4.まず、要求面では、生活改善できる賃金引き上げ、3年連続の一時金削減反対、「能力・業績主義」強化の賃金体系改悪反対、労働時間短縮と介護休暇・育児休業の拡充、家族看護休暇の新設、公務員制度の民主化など、公務労働者の切実な諸要求の実現に全力をあげてきた。
 また、行動面では、公務員制度課題での大量宣伝行動(612万枚のビラ配布)、大規模署名行動(75万枚の「国会請願署名」作成)を軸とした学習と「総対話と共同」の徹底追求のほか、2次の「中央行動」(6/8、8/1)への延べ3,900名の参加、人事院あて賃金改善等「団体署名」(4,305団体)や春闘段階から取り組んできた休暇・休業制度改善「要求ハガキ」(18,362通)などの提出・要請、最終局面での「緊急打電行動」を含めて、中央・地方一体で最後の最後まで奮闘してきた。

5.こうした中で、今次勧告等の主な特徴として、次のことが指摘できる。
 まず、給与勧告では、官民較差が極めて小さく、これまで史上最低であった昨年をさらに下回るものとなった。

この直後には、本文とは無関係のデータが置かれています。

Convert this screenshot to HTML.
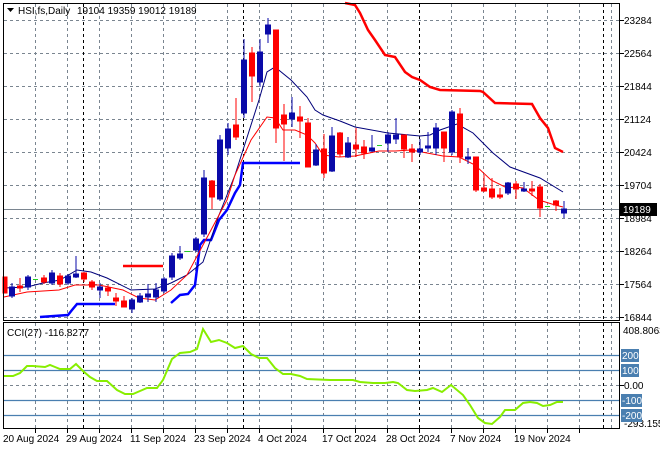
<!DOCTYPE html>
<html><head><meta charset="utf-8"><style>
html,body{margin:0;padding:0;background:#fff;}
svg{display:block;font-family:"Liberation Sans",Tahoma,sans-serif;font-size:10px;}
</style></head><body>
<svg width="660" height="450" viewBox="0 0 660 450" xmlns="http://www.w3.org/2000/svg">
<rect width="660" height="450" fill="#fff"/>
<g stroke="#7a8590" stroke-width="1" stroke-dasharray="3,3" fill="none">
<path d="M4 20.5H619M4 53.5H619M4 86.5H619M4 119.5H619M4 152.5H619M4 185.5H619M4 218.5H619M4 251.5H619M4 284.5H619M4 317.5H619"/>
<path d="M35.5 4V320M67.5 4V320M99.5 4V320M131.5 4V320M163.5 4V320M195.5 4V320M227.5 4V320M259.5 4V320M291.5 4V320M323.5 4V320M355.5 4V320M387.5 4V320M451.5 4V320M483.5 4V320M515.5 4V320M547.5 4V320M579.5 4V320M611.5 4V320"/>
<path d="M35.5 323V428M67.5 323V428M99.5 323V428M131.5 323V428M163.5 323V428M195.5 323V428M227.5 323V428M259.5 323V428M291.5 323V428M323.5 323V428M355.5 323V428M387.5 323V428M451.5 323V428M483.5 323V428M515.5 323V428M547.5 323V428M579.5 323V428M611.5 323V428"/>
<path d="M4 385.5H619"/>
</g>
<g stroke="#000" stroke-width="1" stroke-dasharray="3,3" fill="none">
<path d="M83.5 4V320M243.5 4V320M419.5 4V320M603.5 4V320M83.5 323V428M243.5 323V428M419.5 323V428M603.5 323V428"/>
</g>
<path d="M4 209.5H619" stroke="#7a8590" stroke-width="1"/>
<g stroke="#4a7fb0" stroke-width="1.2">
<path d="M4 355.5H619M4 370.5H619M4 400.5H619M4 415.5H619"/>
</g>
<polyline fill="none" stroke="#ff0000" stroke-width="2.5" points="345,3 355,5 360,13 368,30 375,40 385,55 395,57 405,72 412,77 420,80 430,87 440,90 480,91 483,92 495,103 532,104 540,118 548,128 555,148 563,152"/>
<polyline fill="none" stroke="#ff0000" stroke-width="2.5" points="123,266 163,266"/>
<polyline fill="none" stroke="#0000ff" stroke-width="2.5" points="40,317 68,315 72,310 77,304 115,304"/>
<polyline fill="none" stroke="#0000ff" stroke-width="2.5" points="171,303 180,295 188,294 195,285 200,245 204,240 211,240 219,220 227,210 235,193 240,185 243,163 300,163"/>
<polyline fill="none" stroke="#00007a" stroke-width="1" points="4,288 27,287 43,283 60,280 77,270 91,272 107,278 131,290 155,289 171,283 187,275 203,262 219,215 235,175 243,150 259,100 267,72 275,67 291,80 307,97 315,110 323,115 340,121 355,127 388,133 420,136 430,135 440,130 457,124 473,133 493,153 510,167 540,178 563,192"/>
<polyline fill="none" stroke="#ff0000" stroke-width="1" points="4,297 27,292 59,290 75,285 99,285 123,290 139,298 155,300 163,295 171,290 187,275 203,245 219,215 227,200 235,175 251,140 267,117 275,118 283,130 295,130 307,135 315,143 323,155 339,157 355,156 379,151 395,151 411,150 427,153 443,156 459,157 475,165 491,180 507,188 515,187 523,188 539,200 555,205 563,207"/>
<g stroke-width="1">
<g stroke="#0a0aa8" fill="#0a0aa8">
<path d="M12 283V298M28 275V290M52 270V285M68 274V285M76 256V278M100 283V298M132 298V313M140 293V303M148 284V302M156 283V302M164 277V293M172 253V280M180 246V260M196 237V252M204 170V237M220 135V201M228 123V155M244 39V118M260 39V87M268 18V43M292 97V127M316 144V166M332 127V172M348 137V158M372 135V152M388 132V152M396 118V144M420 139V155M428 132V152M436 123V155M452 110V155M468 148V164M508 182V195M524 182V192M564 201V218"/>
<rect x="9.5" y="287" width="5" height="9"/><rect x="25.5" y="277" width="5" height="10"/><rect x="49.5" y="273" width="5" height="10"/><rect x="65.5" y="276" width="5" height="7"/><rect x="73.5" y="274" width="5" height="3"/><rect x="97.5" y="287" width="5" height="3"/><rect x="129.5" y="300" width="5" height="9"/><rect x="137.5" y="296" width="5" height="6"/><rect x="145.5" y="294" width="5" height="3"/><rect x="153.5" y="290" width="5" height="7"/><rect x="161.5" y="279" width="5" height="12"/><rect x="169.5" y="256" width="5" height="21"/><rect x="177.5" y="254" width="5" height="4"/><rect x="193.5" y="239" width="5" height="11"/><rect x="201.5" y="178" width="5" height="56"/><rect x="217.5" y="140" width="5" height="59"/><rect x="225.5" y="129" width="5" height="19"/><rect x="241.5" y="60" width="5" height="53"/><rect x="257.5" y="52" width="5" height="30"/><rect x="265.5" y="25" width="5" height="9"/><rect x="289.5" y="113" width="5" height="6"/><rect x="313.5" y="150" width="5" height="15"/><rect x="329.5" y="136" width="5" height="35"/><rect x="345.5" y="143" width="5" height="14"/><rect x="369.5" y="148" width="5" height="3"/><rect x="385.5" y="135" width="5" height="8"/><rect x="393.5" y="135" width="5" height="4"/><rect x="417.5" y="149" width="5" height="3"/><rect x="425.5" y="146" width="5" height="2"/><rect x="433.5" y="128" width="5" height="20"/><rect x="449.5" y="112" width="5" height="40"/><rect x="465.5" y="157" width="5" height="2"/><rect x="505.5" y="183" width="5" height="10"/><rect x="521.5" y="189" width="5" height="2"/><rect x="561.5" y="209" width="5" height="4"/>
</g>
<g stroke="#ff0000" fill="#ff0000">
<path d="M20 278V292M44 275V284M60 273V287M84 272V282M92 280V290M108 285V296M116 293V306M124 296V307M212 180V209M236 98V140M252 47V102M276 30V143M284 104V161M300 106V138M308 118V167M324 134V178M340 132V157M356 128V157M364 140V159M404 135V158M412 144V162M444 132V162M460 108V163M476 157V192M484 175V192M492 178V199M500 188V199M516 181V199M532 181V196M540 184V217M556 200V211"/>
<rect x="3" y="277" width="4" height="16"/><rect x="17.5" y="286" width="5" height="2"/><rect x="41.5" y="278" width="5" height="4"/><rect x="57.5" y="276" width="5" height="8"/><rect x="81.5" y="273" width="5" height="6"/><rect x="89.5" y="282" width="5" height="5"/><rect x="105.5" y="288" width="5" height="3"/><rect x="113.5" y="298" width="5" height="3"/><rect x="121.5" y="301" width="5" height="6"/><rect x="209.5" y="181" width="5" height="16"/><rect x="233.5" y="125" width="5" height="12"/><rect x="249.5" y="53" width="5" height="23"/><rect x="273.5" y="30" width="5" height="98"/><rect x="281.5" y="115" width="5" height="9"/><rect x="297.5" y="117" width="5" height="4"/><rect x="305.5" y="123" width="5" height="44"/><rect x="321.5" y="149" width="5" height="24"/><rect x="337.5" y="133" width="5" height="21"/><rect x="353.5" y="145" width="5" height="4"/><rect x="361.5" y="147" width="5" height="6"/><rect x="401.5" y="135" width="5" height="14"/><rect x="409.5" y="149" width="5" height="3"/><rect x="441.5" y="132" width="5" height="16"/><rect x="457.5" y="114" width="5" height="43"/><rect x="473.5" y="157" width="5" height="33"/><rect x="481.5" y="188" width="5" height="3"/><rect x="489.5" y="189" width="5" height="8"/><rect x="497.5" y="195" width="5" height="2"/><rect x="513.5" y="184" width="5" height="5"/><rect x="529.5" y="189" width="5" height="2"/><rect x="537.5" y="187" width="5" height="21"/><rect x="553.5" y="201" width="5" height="4"/>
</g>
<g stroke="#22cc22"><path d="M33 279.5H38M185 251.5H190M377 145.5H382M545 206.5H550"/></g>
</g>
<polyline fill="none" stroke="#88ee00" stroke-width="2" points="4,376 13,376 20,373 27,366 33,366 45,367 50,365 55,367 60,369 70,369 76,364 83,371 90,377 97,381 107,381 117,390 125,394 133,394 140,391 147,388 157,388 163,380 172,359 180,353 190,352 197,349 203,329 211,342 219,340 227,343 235,348 243,346 251,354 259,358 267,358 275,368 283,374 291,374 300,376 307,379 330,380 353,380 360,382 373,383 385,383 393,382 398,383 407,390 415,391 427,390 433,388 442,392 451,385 463,395 470,405 478,418 485,423 492,424 500,417 505,410 515,410 523,403 530,402 537,403 543,406 550,405 557,402 563,402"/>
<g stroke="#000" fill="none" stroke-width="1">
<rect x="3.5" y="3.5" width="616" height="317"/>
<rect x="3.5" y="322.5" width="616" height="106"/>
</g>
<g stroke="#000"><path d="M620 20.5h4M620 53.5h4M620 86.5h4M620 119.5h4M620 152.5h4M620 185.5h4M620 218.5h4M620 251.5h4M620 284.5h4M620 317.5h4M620 385.5h4M35.5 429v4M67.5 429v4M99.5 429v4M131.5 429v4M163.5 429v4M195.5 429v4M227.5 429v4M259.5 429v4M291.5 429v4M323.5 429v4M355.5 429v4M387.5 429v4M419.5 429v4M451.5 429v4M483.5 429v4M515.5 429v4M547.5 429v4M579.5 429v4"/></g>
<g fill="#000">
<path d="M7 8h7l-3.5 4z"/>
<text x="18" y="14">HSI,fs,Daily</text>
<text x="77" y="14">19104 19359 19012 19189</text>
<text x="7" y="336">CCI(27) -116.8277</text>
<text x="624" y="24">23284</text><text x="624" y="57">22564</text><text x="624" y="90">21844</text><text x="624" y="123">21124</text><text x="624" y="156">20424</text><text x="624" y="189">19704</text><text x="624" y="222">18984</text><text x="624" y="255">18264</text><text x="624" y="288">17564</text><text x="624" y="321">16844</text>
<text x="623" y="334">408.8063</text><text x="624" y="389">0.00</text><text x="624" y="427">-293.1559</text>
<text x="3" y="442">20 Aug 2024</text><text x="66" y="442">29 Aug 2024</text><text x="130" y="442">11 Sep 2024</text><text x="194" y="442">23 Sep 2024</text><text x="258" y="442">4 Oct 2024</text><text x="322" y="442">17 Oct 2024</text><text x="386" y="442">28 Oct 2024</text><text x="450" y="442">7 Nov 2024</text><text x="514" y="442">19 Nov 2024</text>
</g>
<rect x="620" y="203" width="37" height="13" fill="#000"/>
<text x="623" y="213" fill="#fff">19189</text>
<g fill="#4a7fb0">
<rect x="621" y="349" width="18" height="13"/><rect x="621" y="364" width="18" height="13"/><rect x="621" y="394" width="21" height="13"/><rect x="621" y="409" width="21" height="13"/>
</g>
<g fill="#fff"><text x="622" y="359">200</text><text x="622" y="374">100</text><text x="622" y="404">-100</text><text x="622" y="419">-200</text></g>
</svg>
</body></html>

また、2年連続でその原資を俸給表改定に配分せず、暫定的一時金の一律支給という極めて異例の措置となり、配分政策上の問題点を残した。
 しかも、一時金が3年連続となる延べ0.55月もの削減によって1970年の支給月数に逆戻りし、年収ベースでも3年連続のマイナスとなったことは、公務労働者の生活悪化だけでなく、日本経済の深刻な消費不況に追い討ちをかけるものとして、到底容認できるものではない。

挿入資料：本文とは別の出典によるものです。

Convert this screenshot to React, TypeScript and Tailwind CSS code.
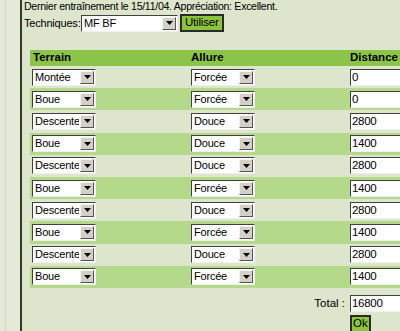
import React from "react";

const rows = [
  { terrain: "Montée", allure: "Forcée", distance: "0" },
  { terrain: "Boue", allure: "Forcée", distance: "0" },
  { terrain: "Descente", allure: "Douce", distance: "2800" },
  { terrain: "Boue", allure: "Douce", distance: "1400" },
  { terrain: "Descente", allure: "Douce", distance: "2800" },
  { terrain: "Boue", allure: "Forcée", distance: "1400" },
  { terrain: "Descente", allure: "Douce", distance: "2800" },
  { terrain: "Boue", allure: "Forcée", distance: "1400" },
  { terrain: "Descente", allure: "Douce", distance: "2800" },
  { terrain: "Boue", allure: "Forcée", distance: "1400" },
];

function FakeSelect({ value, width }: { value: string; width: string }) {
  return (
    <div
      className={`flex h-[17px] items-stretch border border-t-[#404040] border-l-[#404040] border-r-[#f0f0f0] border-b-[#f0f0f0] bg-white ${width}`}
    >
      <span className="flex-1 overflow-hidden whitespace-nowrap pl-[2px] text-[11px] leading-[15px] tracking-[-0.2px] text-black">
        {value}
      </span>
      <span className="m-[1px] flex w-[14px] shrink-0 items-center justify-center border border-t-[#f4f4f4] border-l-[#f4f4f4] border-r-[#555] border-b-[#555] bg-[#d4d0c8]">
        <svg width="7" height="4" viewBox="0 0 7 4">
          <path d="M0 0h7L3.5 4z" fill="#000" />
        </svg>
      </span>
    </div>
  );
}

function FakeInput({ value }: { value: string }) {
  return (
    <div className="h-[17px] w-[60px] border border-t-[#404040] border-l-[#404040] border-r-[#f0f0f0] border-b-[#f0f0f0] bg-white pl-[1px] text-[11.5px] leading-[15px] tracking-[-0.3px] text-black">
      {value}
    </div>
  );
}

export default function App() {
  return (
    <div
      className="flex h-[331px] w-[400px] overflow-hidden bg-[#dde5cd] text-[11px] text-black"
      style={{ fontFamily: '"Liberation Sans", Arial, sans-serif' }}
    >
      <div className="flex w-[20px] shrink-0 bg-[#e4e9d8]">
        <div className="ml-[5px] w-px bg-[#cfd6c0]" />
      </div>
      <div className="w-[2px] shrink-0 bg-[#2f3b22]" />
      <div className="min-w-0 flex-1 pl-[2px]">
        <div className="h-[14px] text-[10.6px] leading-[13px] tracking-[-0.3px]">
          Dernier entraînement le 15/11/04. Appréciation: Excellent.
        </div>
        <div className="flex h-[18px] items-center">
          <span className="w-[57px] tracking-[-0.2px]">Techniques:</span>
          <FakeSelect value="MF BF" width="w-[97px]" />
          <span className="ml-[2px] flex h-[18px] items-center border-2 border-[#2a2a2a] bg-[#8cc43e] px-[3px] text-[11.5px] leading-none tracking-[-0.2px]">
            Utiliser
          </span>
        </div>
        <div className="ml-[6px] mt-[18px] w-[420px]">
          <div className="flex h-[16px] items-center bg-[#8cc44a] text-[11.5px] font-bold">
            <span className="w-[158px] pl-[3px]">Terrain</span>
            <span className="w-[160px] pl-[3px]">Allure</span>
            <span className="pl-[2px]">Distance</span>
          </div>
          {rows.map((r, i) => (
            <div
              key={i}
              className={`flex h-[22.2px] items-center ${i % 2 === 1 ? "bg-[#b5d98a]" : "bg-[#dde5cd]"}`}
            >
              <div className="w-[158px] pl-[2px]">
                <FakeSelect value={r.terrain} width="w-[64px]" />
              </div>
              <div className="w-[160px] pl-[3px]">
                <FakeSelect value={r.allure} width="w-[64px]" />
              </div>
              <div className="pl-[2px]">
                <FakeInput value={r.distance} />
              </div>
            </div>
          ))}
          <div className="mt-[7px] flex h-[17px] items-center">
            <span className="w-[318px] pr-[3px] text-right text-[11.5px]">Total :</span>
            <div className="pl-[2px]">
              <FakeInput value="16800" />
            </div>
          </div>
          <div className="mt-[3px] flex">
            <span className="ml-[320px] flex h-[18px] items-center border-2 border-[#2a2a2a] bg-[#8cc43e] px-[1px] text-[11.5px] leading-none">
              Ok
            </span>
          </div>
        </div>
      </div>
    </div>
  );
}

6.一方、育児休業・介護休暇制度に関する意見の申出及び勧告では、育児休業・部分休業ともに対象年齢を1歳から3歳に引き上げ、介護休暇の取得期間も3月から6月に延長したことは、不利益是正などの課題を残しつつも、切実な要求の反映として評価するものである。

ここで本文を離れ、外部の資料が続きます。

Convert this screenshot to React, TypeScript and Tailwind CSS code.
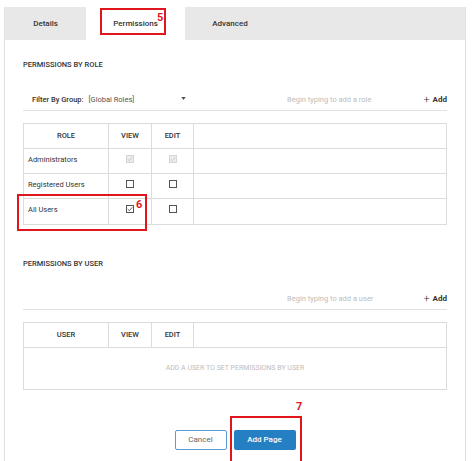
import React from "react";

type Role = { name: string; view: "on" | "off" | "locked"; edit: "on" | "off" | "locked" };

const roles: Role[] = [
  { name: "Administrators", view: "locked", edit: "locked" },
  { name: "Registered Users", view: "off", edit: "off" },
  { name: "All Users", view: "on", edit: "off" },
];

function Check({ state }: { state: "on" | "off" | "locked" }) {
  const locked = state === "locked";
  return (
    <span
      className={`inline-flex h-[8px] w-[8px] items-center justify-center border ${
        locked ? "border-[#d4d4d4] bg-[#ececec]" : "border-[#555] bg-white"
      }`}
    >
      {state !== "off" && (
        <svg viewBox="0 0 8 8" className="h-[6px] w-[6px]">
          <path d="M1 4.2 L3.1 6.2 L7 1.8" fill="none" stroke={locked ? "#c4c4c4" : "#444"} strokeWidth="1.1" />
        </svg>
      )}
    </span>
  );
}

function AddRow({ placeholder, children }: { placeholder: string; children?: React.ReactNode }) {
  return (
    <div className="flex h-[22px] items-center border-b border-[#e2e2e2] pl-[9px]">
      <div className="flex w-[262px] items-center">{children}</div>
      <div className="w-[140px] text-[7.5px] text-[#bdbdbd]">{placeholder}</div>
      <div className="ml-auto flex items-center gap-[3px] text-[8px] font-bold text-[#333]">
        <span className="text-[11px] font-light leading-none">+</span>
        <span>Add</span>
      </div>
    </div>
  );
}

function HeadRow({ first }: { first: string }) {
  return (
    <div className="flex h-[25px] items-center border-b border-[#dcdcdc] text-[7.5px] font-medium text-[#333]">
      <div className="flex h-full w-[85px] items-center justify-center border-r border-[#dcdcdc]">{first}</div>
      <div className="flex h-full w-[43px] items-center justify-center border-r border-[#dcdcdc]">VIEW</div>
      <div className="flex h-full w-[42px] items-center justify-center border-r border-[#dcdcdc]">EDIT</div>
    </div>
  );
}

export default function App() {
  return (
    <div className="relative h-[461px] w-[474px] overflow-hidden bg-white font-['Roboto',sans-serif] text-[#333]">
      <div className="ml-[4px] mt-[7px] h-[454px] w-[462px] border-x border-[#e0e0e0]">
        {/* tabs */}
        <div className="flex h-[33px] bg-[#e8e8e8] text-[8px] font-medium text-[#333]">
          <div className="flex w-[81px] items-center justify-center">Details</div>
          <div className="flex w-[99px] items-center justify-center bg-white">Permissions</div>
          <div className="flex w-[90px] items-center justify-center">Advanced</div>
        </div>

        <div className="px-[18px]">
          <div className="pt-[20px] text-[7.5px] font-medium leading-[10px] text-[#333]">PERMISSIONS BY ROLE</div>

          <div className="mt-[19px]">
            <AddRow placeholder="Begin typing to add a role">
              <span className="text-[7.5px] font-medium text-[#333]">Filter By Group:</span>
              <span className="ml-[5px] text-[7.5px] text-[#555]">[Global Roles]</span>
              <svg viewBox="0 0 6 4" className="ml-[47px] mb-[3px] h-[3px] w-[5px]">
                <path d="M0 0 H6 L3 4 Z" fill="#555" />
              </svg>
            </AddRow>
          </div>

          <div className="mt-[12px] border border-[#dcdcdc]">
            <HeadRow first="ROLE" />
            {roles.map((r, i) => (
              <div
                key={r.name}
                className={`flex h-[25px] text-[7.5px] text-[#333] ${i < roles.length - 1 ? "border-b border-[#dcdcdc]" : ""}`}
              >
                <div className="h-full w-[85px] border-r border-[#dcdcdc] pl-[4px] pt-[6px] leading-[10px]">{r.name}</div>
                <div className="flex h-full w-[43px] justify-center border-r border-[#dcdcdc] pt-[6px]">
                  <Check state={r.view} />
                </div>
                <div className="flex h-full w-[42px] justify-center border-r border-[#dcdcdc] pt-[6px]">
                  <Check state={r.edit} />
                </div>
              </div>
            ))}
          </div>

          <div className="mt-[34px] text-[7.5px] font-medium leading-[10px] text-[#333]">PERMISSIONS BY USER</div>

          <div className="mt-[19px]">
            <AddRow placeholder="Begin typing to add a user" />
          </div>

          <div className="mt-[12px] border border-[#dcdcdc]">
            <HeadRow first="USER" />
            <div className="flex h-[41px] items-center justify-center text-[7px] text-[#bdbdbd]">
              ADD A USER TO SET PERMISSIONS BY USER
            </div>
          </div>

          <div className="mt-[40px] flex justify-center gap-[7px] text-[8px]">
            <button className="h-[20px] w-[52px] rounded-[2px] border border-[#5b9bd5] bg-white text-[#666]">Cancel</button>
            <button className="h-[20px] w-[62px] rounded-[2px] bg-[#2580c3] font-medium text-white">Add Page</button>
          </div>
        </div>
      </div>

      {/* annotations */}
      <div className="absolute left-[100px] top-[8px] h-[27px] w-[66px] border-2 border-[#e0161c]" />
      <div className="absolute left-[157px] top-[12px] text-[11px] font-bold leading-none text-[#e0161c]">5</div>
      <div className="absolute left-[17px] top-[194px] h-[37px] w-[130px] border-2 border-[#e0161c]" />
      <div className="absolute left-[136px] top-[199px] text-[11px] font-bold leading-none text-[#e0161c]">6</div>
      <div className="absolute left-[230px] top-[416px] h-[50px] w-[72px] border-2 border-[#e0161c]" />
      <div className="absolute left-[296px] top-[401px] text-[11px] font-bold leading-none text-[#e0161c]">7</div>
    </div>
  );
}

 なお、人事院が公正・中立な人事行政の専門機関として、政府・行革推進事務局による「公務員制度改革」の進め方や内容上の問題点を十分検証し、適切かつ必要な対応を図るよう強く求めてきたが、今次報告で公務員給与の地域間の配分「見直し」に言及するなど、政府の動きと軌を一にしようとしていることは極めて重大である。

7.いま、日本の社会全体が深刻な行き詰まりに直面し、小泉内閣が「聖域なき構造改革の断行」と称して労働者・国民に「倒産・失業の増大」「社会保障の改悪」「消費税の大増税」の“三重苦”を押しつけようとしているもとで、社会的規範としての公務員賃金や公務労働のあり方も問われている。
 公務労組連絡会は、今後、今次勧告等の取り扱いをめぐって対政府・国会闘争と地方確定闘争に移るもとで、「年収ベースで3年連続のマイナスとなる給与法の改定反対」などの要求を掲げ、12月目途の「大綱(仮称)」策定を前に重要局面を迎える「公務員制度改革」闘争をはじめ、公務・民間の共同闘争や小泉流「改革」反対の国民的共同闘争とも結合させ、組織の総力をあげて断固たたかいぬくものである。